Cover doors, walkways, driveways, gates, and the place where people or vehicles slow down. Those scenes produce the clearest faces, the best vehicle context, and the least wasted storage.
Start with approach paths and entry points, then add overviews. A wide backyard or parking-lot view helps explain what happened, but it rarely replaces a tighter identification shot at a door, gate, lobby, garage apron, or package area. If access control is part of the project, treat readers, intercoms, and strike events as camera design anchors.
- Cover approaches and doors first, then add overviews
- Put identification cameras where people pass within roughly 8 to 15 feet
- Avoid aiming across roads or sidewalks unless that scene is the actual requirement
- Label each camera by location and job before the install is considered done
What lens size do you need at 10, 25, and 50 feet?
Wider lenses show more scene, but they spread detail thinly. Longer lenses narrow the view and keep more pixels on the person or plate you actually need to identify.
| Lens | Best use | Typical face ID distance | Typical plate distance | Starting note |
|---|---|---|---|---|
| 2.8 mm | Porch, lobby, room, wide exterior context | 8 to 12 ft | Not ideal | Use for context or close face ID, not long-range detail |
| 4 mm | Entry, walkway, garage apron, tighter porch view | 12 to 20 ft | 15 to 20 ft if vehicles slow or stop | Good default when 2.8 mm feels too wide |
| 8 mm | Gate, driveway choke point, tighter perimeter ID | 20 to 40 ft | 25 to 40 ft on slow approaches | Useful when you know exactly where the subject will pass |
| 12 mm | Dedicated lane, gate, or narrow long view | 35 to 60 ft | 40 to 70 ft in controlled scenes | Works best when the lane, height, and angle are tightly managed |
Context view means a wider scene that shows approach path, direction, and sequence. Identification view means tighter framing that captures a usable face or plate without relying on digital zoom later.
What is the best mounting height for security cameras?
Mount entryway cameras at eye level or slightly above it, and reserve higher mounts for overview scenes. Height should protect the camera without turning every clip into a top-of-head recording.
For doors, intercoms, and narrow walkways, the sweet spot is usually 5 to 6 feet with a slight downward angle. For driveways and overviews, 8 to 10 feet is a better starting range because it balances tamper resistance with usable night footage. Roofline and soffit mounts still have a place, but they should usually be the context camera, not the only camera expected to identify a person.
- Entry and vestibule ID views: 5 to 6 feet
- Side gate and walkway ID views: 6 to 8 feet
- Driveway and yard overviews: 8 to 10 feet
- Weather-seal exterior penetrations and route exposed cable in proper conduit
How do you improve night clarity without harsh lighting?
Ambient light and exposure settings matter more than advertised night-vision range. A small lighting change often fixes blur faster than a camera swap.

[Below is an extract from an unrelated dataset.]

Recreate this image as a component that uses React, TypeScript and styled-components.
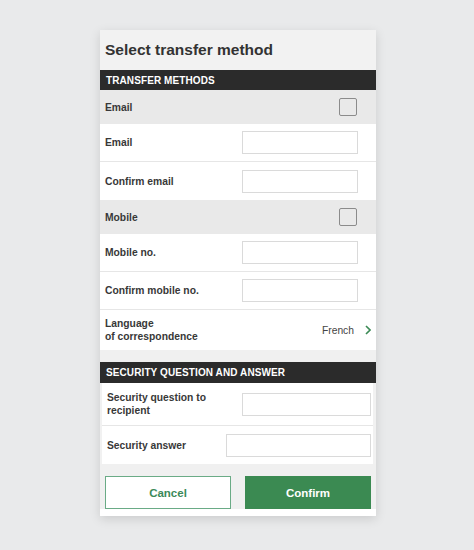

Use separate day and night profiles. At night, keep shutter speed high enough to freeze walking motion before raising gain, because excess gain adds noise and reduces usable detail. Soft, always-on light near entries and along walkways helps cameras stay in cleaner exposure ranges. Infrared still has value, but it falls apart when the scene includes reflective siding, glass, polished trim, or headlights aimed straight into the lens.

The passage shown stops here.